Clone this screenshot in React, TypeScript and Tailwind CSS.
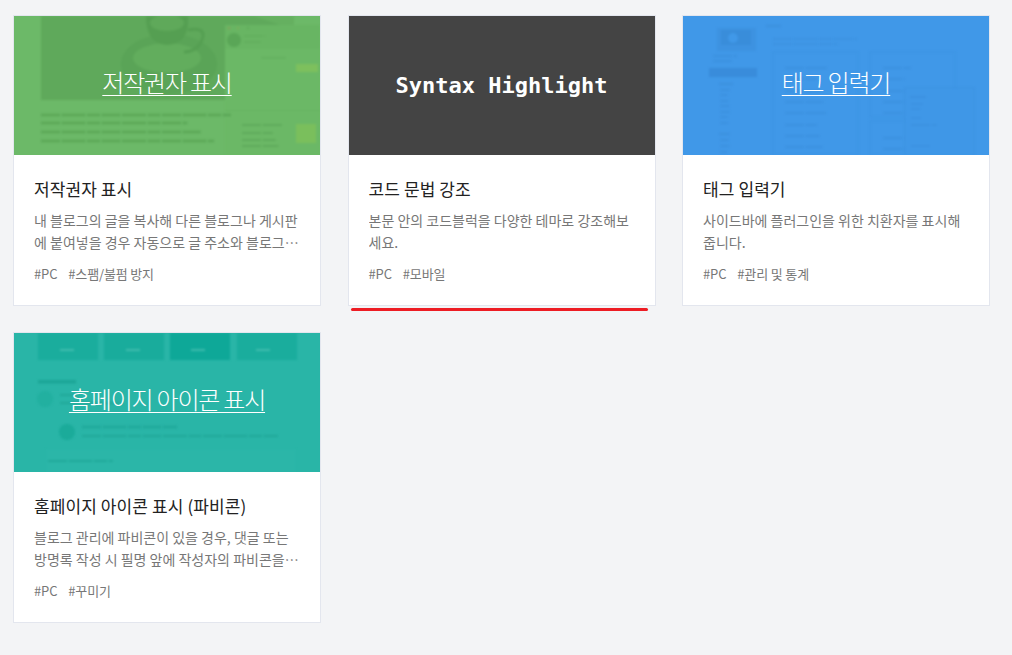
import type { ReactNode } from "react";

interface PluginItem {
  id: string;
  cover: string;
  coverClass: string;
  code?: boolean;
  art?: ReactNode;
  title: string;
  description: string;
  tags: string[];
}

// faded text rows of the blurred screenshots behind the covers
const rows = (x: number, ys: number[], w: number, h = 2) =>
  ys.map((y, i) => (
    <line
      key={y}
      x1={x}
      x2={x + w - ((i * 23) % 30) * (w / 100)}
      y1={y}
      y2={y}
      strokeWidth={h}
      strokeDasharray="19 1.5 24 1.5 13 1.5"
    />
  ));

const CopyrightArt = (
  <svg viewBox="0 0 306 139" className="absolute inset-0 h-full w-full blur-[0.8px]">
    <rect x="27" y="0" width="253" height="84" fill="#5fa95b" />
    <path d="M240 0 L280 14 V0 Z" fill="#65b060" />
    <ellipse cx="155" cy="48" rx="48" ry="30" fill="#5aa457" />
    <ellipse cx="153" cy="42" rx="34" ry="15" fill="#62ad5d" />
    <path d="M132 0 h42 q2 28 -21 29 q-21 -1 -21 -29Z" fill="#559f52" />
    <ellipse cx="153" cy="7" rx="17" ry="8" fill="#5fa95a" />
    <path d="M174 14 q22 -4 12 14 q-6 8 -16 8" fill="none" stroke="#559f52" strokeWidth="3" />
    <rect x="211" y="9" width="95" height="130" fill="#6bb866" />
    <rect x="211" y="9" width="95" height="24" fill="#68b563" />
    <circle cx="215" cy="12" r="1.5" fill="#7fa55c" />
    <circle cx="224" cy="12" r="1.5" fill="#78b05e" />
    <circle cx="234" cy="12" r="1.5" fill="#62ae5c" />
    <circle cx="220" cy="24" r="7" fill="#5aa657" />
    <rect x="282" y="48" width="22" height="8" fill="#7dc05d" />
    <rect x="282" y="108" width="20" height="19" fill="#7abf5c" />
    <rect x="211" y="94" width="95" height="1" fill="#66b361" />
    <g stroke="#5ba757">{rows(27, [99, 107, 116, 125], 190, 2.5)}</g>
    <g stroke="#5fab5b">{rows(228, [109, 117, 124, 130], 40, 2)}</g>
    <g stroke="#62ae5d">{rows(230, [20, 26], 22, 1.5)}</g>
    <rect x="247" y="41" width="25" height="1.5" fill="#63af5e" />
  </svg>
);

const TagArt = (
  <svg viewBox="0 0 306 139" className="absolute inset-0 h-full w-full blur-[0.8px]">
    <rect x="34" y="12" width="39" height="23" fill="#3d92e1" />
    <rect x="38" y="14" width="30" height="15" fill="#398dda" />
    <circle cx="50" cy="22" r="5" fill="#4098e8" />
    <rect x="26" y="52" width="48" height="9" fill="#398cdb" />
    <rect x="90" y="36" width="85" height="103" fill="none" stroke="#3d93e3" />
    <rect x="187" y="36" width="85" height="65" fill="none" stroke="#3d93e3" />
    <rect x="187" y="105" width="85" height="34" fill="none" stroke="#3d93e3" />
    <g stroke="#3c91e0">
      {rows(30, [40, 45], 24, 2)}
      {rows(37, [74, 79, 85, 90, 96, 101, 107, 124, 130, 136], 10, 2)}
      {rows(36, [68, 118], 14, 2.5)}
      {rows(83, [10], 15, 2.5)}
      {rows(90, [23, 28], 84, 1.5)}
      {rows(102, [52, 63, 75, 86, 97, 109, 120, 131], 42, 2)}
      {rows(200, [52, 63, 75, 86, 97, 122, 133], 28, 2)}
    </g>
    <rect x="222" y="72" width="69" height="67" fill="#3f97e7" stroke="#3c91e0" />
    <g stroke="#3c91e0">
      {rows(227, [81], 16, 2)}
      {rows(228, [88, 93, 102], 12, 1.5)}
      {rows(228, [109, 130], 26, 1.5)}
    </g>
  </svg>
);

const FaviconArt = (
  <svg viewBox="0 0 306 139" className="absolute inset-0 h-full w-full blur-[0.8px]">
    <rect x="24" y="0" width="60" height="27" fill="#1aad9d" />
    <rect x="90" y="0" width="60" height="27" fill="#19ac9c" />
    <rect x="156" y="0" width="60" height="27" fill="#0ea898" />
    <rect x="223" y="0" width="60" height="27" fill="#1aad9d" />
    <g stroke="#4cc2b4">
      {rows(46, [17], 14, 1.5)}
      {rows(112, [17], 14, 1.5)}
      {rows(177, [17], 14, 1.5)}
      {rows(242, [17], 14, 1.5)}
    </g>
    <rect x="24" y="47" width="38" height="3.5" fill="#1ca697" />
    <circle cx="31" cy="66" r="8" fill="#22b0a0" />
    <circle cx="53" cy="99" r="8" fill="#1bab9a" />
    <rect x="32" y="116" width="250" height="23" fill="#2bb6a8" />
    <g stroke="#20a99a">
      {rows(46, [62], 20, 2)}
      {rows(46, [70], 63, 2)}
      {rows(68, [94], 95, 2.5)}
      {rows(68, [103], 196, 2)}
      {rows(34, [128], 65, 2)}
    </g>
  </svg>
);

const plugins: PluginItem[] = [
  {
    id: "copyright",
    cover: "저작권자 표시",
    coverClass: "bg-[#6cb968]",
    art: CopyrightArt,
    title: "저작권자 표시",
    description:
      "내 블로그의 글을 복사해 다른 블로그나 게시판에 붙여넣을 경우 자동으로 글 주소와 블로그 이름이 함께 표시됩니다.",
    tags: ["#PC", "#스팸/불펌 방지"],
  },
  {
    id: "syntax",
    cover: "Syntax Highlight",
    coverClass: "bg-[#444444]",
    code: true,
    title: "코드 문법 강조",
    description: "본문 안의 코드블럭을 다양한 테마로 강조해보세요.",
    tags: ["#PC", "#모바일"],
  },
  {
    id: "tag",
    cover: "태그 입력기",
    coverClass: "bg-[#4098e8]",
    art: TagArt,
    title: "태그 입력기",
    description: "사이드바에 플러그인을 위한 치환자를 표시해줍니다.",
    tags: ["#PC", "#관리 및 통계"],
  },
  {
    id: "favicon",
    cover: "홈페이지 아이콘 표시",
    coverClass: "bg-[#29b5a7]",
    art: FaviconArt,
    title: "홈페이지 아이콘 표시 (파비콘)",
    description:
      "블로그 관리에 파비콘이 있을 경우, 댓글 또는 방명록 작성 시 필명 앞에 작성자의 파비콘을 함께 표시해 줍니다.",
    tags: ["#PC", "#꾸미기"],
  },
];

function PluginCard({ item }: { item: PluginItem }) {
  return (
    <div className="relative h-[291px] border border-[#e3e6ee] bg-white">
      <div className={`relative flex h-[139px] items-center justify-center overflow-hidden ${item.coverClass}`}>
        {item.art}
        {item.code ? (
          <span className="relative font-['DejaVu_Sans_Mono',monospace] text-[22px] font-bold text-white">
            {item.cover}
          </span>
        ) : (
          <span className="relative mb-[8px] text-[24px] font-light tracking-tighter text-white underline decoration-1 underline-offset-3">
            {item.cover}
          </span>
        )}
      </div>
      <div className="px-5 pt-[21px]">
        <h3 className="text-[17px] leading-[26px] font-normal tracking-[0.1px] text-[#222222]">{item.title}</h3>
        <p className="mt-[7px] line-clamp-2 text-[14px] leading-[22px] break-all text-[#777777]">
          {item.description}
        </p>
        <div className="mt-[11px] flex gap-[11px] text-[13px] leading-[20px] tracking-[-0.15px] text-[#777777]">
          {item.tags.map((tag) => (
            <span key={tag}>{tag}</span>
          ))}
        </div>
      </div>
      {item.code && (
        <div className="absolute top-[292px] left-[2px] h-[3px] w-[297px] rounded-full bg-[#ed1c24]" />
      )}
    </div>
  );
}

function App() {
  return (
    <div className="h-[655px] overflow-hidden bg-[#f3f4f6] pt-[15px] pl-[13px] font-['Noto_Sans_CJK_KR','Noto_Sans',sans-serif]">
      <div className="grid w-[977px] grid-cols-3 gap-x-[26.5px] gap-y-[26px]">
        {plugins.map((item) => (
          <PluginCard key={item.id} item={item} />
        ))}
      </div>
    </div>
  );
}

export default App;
==
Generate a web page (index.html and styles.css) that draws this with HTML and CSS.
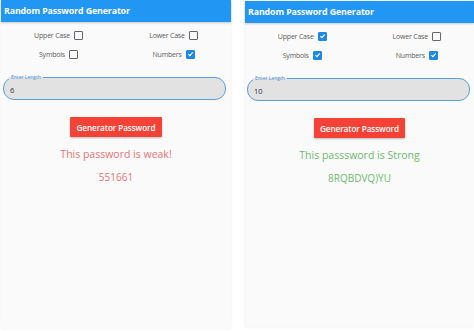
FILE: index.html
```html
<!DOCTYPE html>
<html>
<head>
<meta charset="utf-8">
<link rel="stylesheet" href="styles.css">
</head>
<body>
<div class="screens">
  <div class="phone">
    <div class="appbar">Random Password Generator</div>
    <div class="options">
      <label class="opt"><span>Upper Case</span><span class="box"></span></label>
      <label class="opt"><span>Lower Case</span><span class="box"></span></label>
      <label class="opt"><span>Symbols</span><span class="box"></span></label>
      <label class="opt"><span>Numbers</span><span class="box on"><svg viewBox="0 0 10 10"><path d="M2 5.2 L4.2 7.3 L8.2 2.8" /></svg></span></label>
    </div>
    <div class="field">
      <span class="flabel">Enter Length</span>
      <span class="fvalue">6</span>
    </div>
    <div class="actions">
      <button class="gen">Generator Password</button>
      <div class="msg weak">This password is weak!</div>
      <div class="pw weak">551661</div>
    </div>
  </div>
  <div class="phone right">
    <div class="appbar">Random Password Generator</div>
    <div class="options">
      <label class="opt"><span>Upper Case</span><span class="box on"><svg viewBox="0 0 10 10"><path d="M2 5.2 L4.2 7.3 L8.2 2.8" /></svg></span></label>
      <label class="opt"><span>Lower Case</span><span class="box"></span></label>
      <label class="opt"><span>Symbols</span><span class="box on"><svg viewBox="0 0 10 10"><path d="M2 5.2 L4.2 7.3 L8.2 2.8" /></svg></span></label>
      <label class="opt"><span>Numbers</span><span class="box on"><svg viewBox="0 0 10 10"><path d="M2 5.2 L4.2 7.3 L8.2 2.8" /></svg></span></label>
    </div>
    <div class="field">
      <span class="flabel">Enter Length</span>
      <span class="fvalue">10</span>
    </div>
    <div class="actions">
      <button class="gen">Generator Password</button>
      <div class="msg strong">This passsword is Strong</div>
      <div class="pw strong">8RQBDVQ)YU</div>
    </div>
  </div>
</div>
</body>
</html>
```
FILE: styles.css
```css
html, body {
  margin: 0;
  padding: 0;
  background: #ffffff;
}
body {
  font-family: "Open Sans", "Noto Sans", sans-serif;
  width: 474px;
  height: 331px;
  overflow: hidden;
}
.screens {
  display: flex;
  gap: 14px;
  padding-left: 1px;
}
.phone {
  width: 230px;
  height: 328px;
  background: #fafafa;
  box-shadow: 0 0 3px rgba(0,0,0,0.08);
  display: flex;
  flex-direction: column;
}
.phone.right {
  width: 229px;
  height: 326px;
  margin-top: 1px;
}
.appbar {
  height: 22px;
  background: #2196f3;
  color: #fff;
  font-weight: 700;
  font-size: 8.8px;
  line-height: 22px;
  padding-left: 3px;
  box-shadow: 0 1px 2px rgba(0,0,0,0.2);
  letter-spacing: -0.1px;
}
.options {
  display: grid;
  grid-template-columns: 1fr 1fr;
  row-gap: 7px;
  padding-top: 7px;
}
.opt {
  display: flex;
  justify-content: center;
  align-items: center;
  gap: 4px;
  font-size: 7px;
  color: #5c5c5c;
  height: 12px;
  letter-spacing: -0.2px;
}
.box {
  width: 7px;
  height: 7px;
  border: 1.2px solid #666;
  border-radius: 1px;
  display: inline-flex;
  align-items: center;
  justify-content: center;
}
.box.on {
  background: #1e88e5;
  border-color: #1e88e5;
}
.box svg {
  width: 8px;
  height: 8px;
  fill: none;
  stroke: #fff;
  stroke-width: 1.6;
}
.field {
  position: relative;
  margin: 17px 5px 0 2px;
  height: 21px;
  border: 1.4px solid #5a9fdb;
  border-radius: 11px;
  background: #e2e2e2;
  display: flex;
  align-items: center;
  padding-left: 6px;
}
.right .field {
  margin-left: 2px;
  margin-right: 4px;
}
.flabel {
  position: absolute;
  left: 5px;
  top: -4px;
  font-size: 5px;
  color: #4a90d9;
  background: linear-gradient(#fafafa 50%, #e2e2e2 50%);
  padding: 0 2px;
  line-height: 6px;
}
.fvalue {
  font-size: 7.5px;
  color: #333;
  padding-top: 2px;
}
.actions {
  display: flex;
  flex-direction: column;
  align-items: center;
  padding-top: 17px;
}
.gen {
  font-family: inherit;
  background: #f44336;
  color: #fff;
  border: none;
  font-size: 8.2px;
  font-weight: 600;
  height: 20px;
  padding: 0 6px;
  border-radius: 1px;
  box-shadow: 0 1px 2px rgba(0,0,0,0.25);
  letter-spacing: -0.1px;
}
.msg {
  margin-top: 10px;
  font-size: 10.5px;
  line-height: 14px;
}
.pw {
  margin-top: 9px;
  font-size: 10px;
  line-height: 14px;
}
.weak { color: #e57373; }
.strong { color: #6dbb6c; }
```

▶ WORK TO DO: In the records, locate each line holding the string "styles" and copy it.

▶ FINISHED ANSWER:
Generate a web page (index.html and styles.css) that draws this with HTML and CSS.
<link rel="stylesheet" href="styles.css">
FILE: styles.css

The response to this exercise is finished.